Backpay after mandatory reconsideration or appeal

This is where arrears often become substantial. If you challenged a decision and the DWP or tribunal later agrees you should have been awarded the benefit, or a higher rate, the payment should normally be corrected from the effective date of the original decision.

For example, if you were refused PIP, asked for a mandatory reconsideration, then won at tribunal eight months later, the DWP would usually owe you the money for that missed period. The same applies if you were given the standard rate but later won the enhanced rate from the same decision date.

That said, not every successful challenge produces the same amount. If the tribunal says your condition worsened later, it may set a later start date for the higher award. So the exact wording of the decision matters, not just whether you won.

Why the amount can be lower than expected

A backpayment can still be right even if it is smaller than you hoped. There are a few common reasons.

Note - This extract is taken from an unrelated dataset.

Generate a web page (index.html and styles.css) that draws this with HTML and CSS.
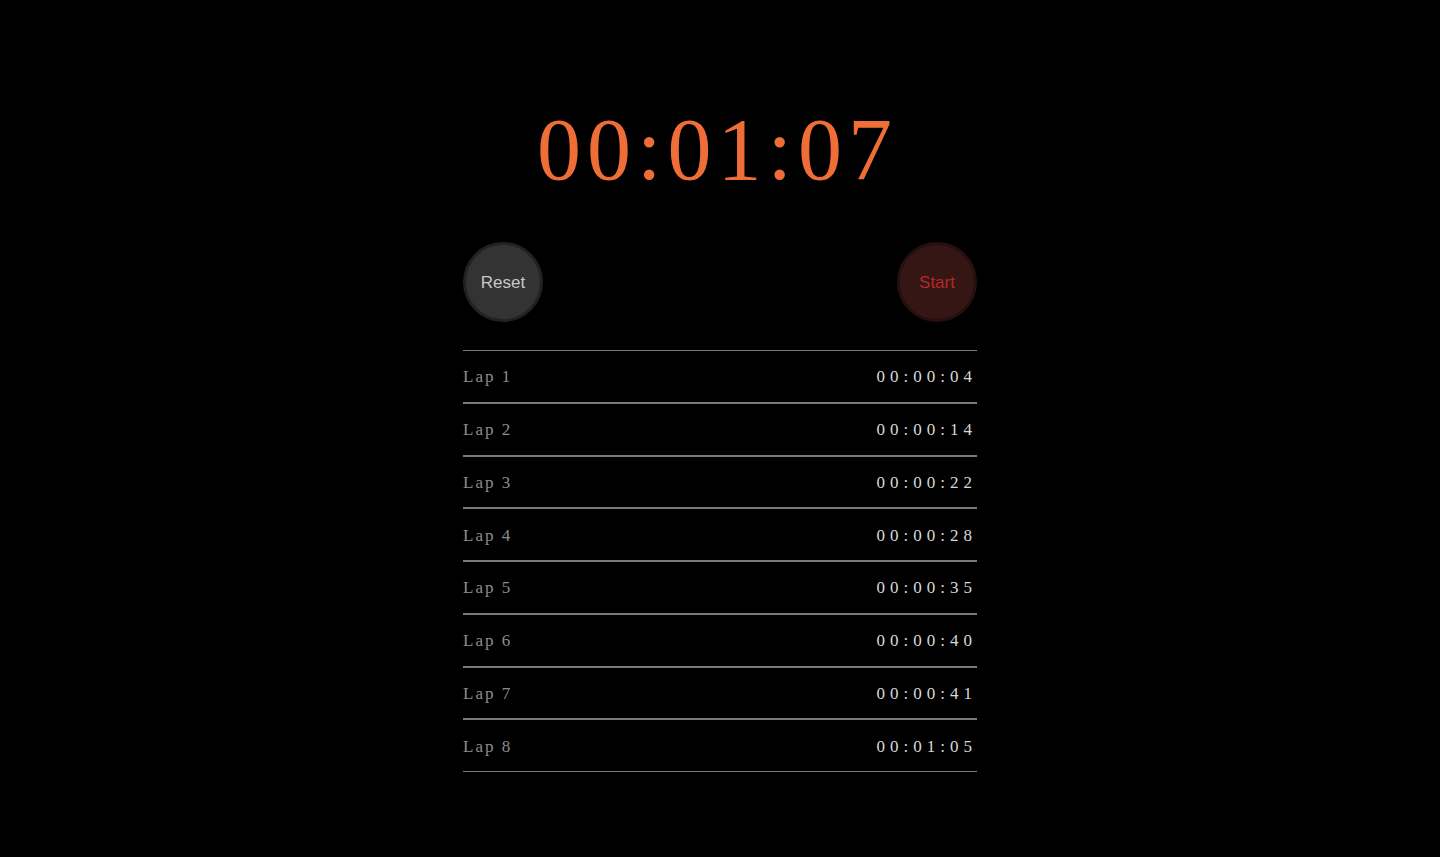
FILE: index.html
```html
<!DOCTYPE html>
<html lang="en">
<head>
    <meta charset="UTF-8">
    <meta name="viewport" content="width=device-width, initial-scale=1.0">
    <title>Stopwatch</title>
    <link rel="stylesheet" href="styles.css">
</head>
<body>
    <div class="watch">
        <div class="display" id="display">00:01:07</div>

        <div class="controls">
            <button class="round reset" onclick="reset()">Reset</button>
            <button class="round start" onclick="toggle()">Start</button>
        </div>

        <ul class="laps" id="laps">
            <li><span class="lap-name">Lap 1</span><span class="lap-time">00:00:04</span></li>
            <li><span class="lap-name">Lap 2</span><span class="lap-time">00:00:14</span></li>
            <li><span class="lap-name">Lap 3</span><span class="lap-time">00:00:22</span></li>
            <li><span class="lap-name">Lap 4</span><span class="lap-time">00:00:28</span></li>
            <li><span class="lap-name">Lap 5</span><span class="lap-time">00:00:35</span></li>
            <li><span class="lap-name">Lap 6</span><span class="lap-time">00:00:40</span></li>
            <li><span class="lap-name">Lap 7</span><span class="lap-time">00:00:41</span></li>
            <li><span class="lap-name">Lap 8</span><span class="lap-time">00:01:05</span></li>
        </ul>
    </div>
</body>
</html>
```
FILE: styles.css
```css
body {
    margin: 0;
    background-color: #000;
    font-family: "Liberation Serif", "Times New Roman", serif;
}
.watch {
    width: 514px;
    margin: 0 auto;
    padding-top: 98px;
}
.display {
    text-align: center;
    color: #ef6e37;
    font-size: 88px;
    line-height: 104px;
    letter-spacing: 6px;
    padding-right: 5px;
}
.controls {
    display: flex;
    justify-content: space-between;
    margin-top: 40px;
}
.round {
    width: 80px;
    height: 80px;
    border-radius: 50%;
    font-family: "Liberation Sans", Arial, sans-serif;
    font-size: 17px;
    padding: 2px 0 0;
    cursor: pointer;
}
.reset {
    background-color: #333;
    border: 3px solid #222;
    color: #c8c8c8;
}
.start {
    background-color: #361614;
    border: 3px solid #26100e;
    color: #b02a26;
}
.laps {
    list-style: none;
    margin: 28px 0 0;
    padding: 0;
}
.laps li {
    display: flex;
    justify-content: space-between;
    align-items: center;
    box-sizing: border-box;
    height: 52.75px;
    padding-top: 2px;
    border-top: 1px solid #7a7a7a;
    border-bottom: 1px solid #7a7a7a;
    font-size: 17px;
}
.lap-name {
    color: #8c8c8c;
    letter-spacing: 2px;
}
.lap-time {
    color: #d8d8d8;
    letter-spacing: 5px;
}
```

First, the arrears may cover fewer weeks or months than you thought because the legal start date is later than the date your difficulties began. Second, some benefits interact with each other. A change in one award can affect another, and adjustments may be made afterwards. Third, deductions can sometimes be taken for overpayments, advance payments, or other recoverable debts.

There can also be timing issues around assessment periods, especially with Universal Credit. Even where entitlement changes on a certain date, payment may not show up in the way people naturally expect. That is frustrating, but it does not always mean the calculation is wrong.

What to check if you receive a lump sum

Before you spend the money, check the decision letter or payment breakdown. You are looking for the period covered, the weekly or monthly rate used, and whether any deductions have been made. If the figures are unclear, ask for a written explanation.

It is also sensible to think about knock-on effects. A lump sum of arrears from disability benefits is often treated differently from ordinary savings for means-tested benefits for a period of time, but the rules can be fiddly. If you already get Universal Credit, Housing Benefit, or Council Tax Reduction, make sure you understand how that backpayment should be treated and what you may need to report.

If you are paying off debts, replacing essential items, or catching up on rent or energy, writing down how the money is used can help later if any questions come up.

What to do if the backpay looks wrong

Start by asking for the calculation in writing. Keep it simple and specific. Say you want the dates used, the rate applied, and details of any deductions. If the issue is tied to a decision you think is wrong, look at whether you need a mandatory reconsideration or whether the dispute is only about payment processing.

If you already won a tribunal and the arrears still do not look right, the problem may be with implementation rather than entitlement. In that situation, quote the tribunal decision date and wording when you contact the DWP.

This is also one of those times when getting support can make a real difference. If the letters are confusing or you feel too worn down to challenge it alone, having someone go through the dates with you can take a lot of pressure off. That practical, no-judgement help is exactly why spaces like Talking Really matter.

The part nobody says loudly enough

Backpay can help, but it does not erase the stress of going without money while you waited. Many disabled people use arrears to plug holes that should never have been there in the first place. So if your payment arrives and your first feeling is relief mixed with anger, that makes sense.

You do not need to become a benefits expert overnight. You just need to know that dates matter, decision wording matters, and if something looks off, you are allowed to question it. Keep your paperwork, trust your instincts when a figure does not add up, and give yourself credit for getting this far.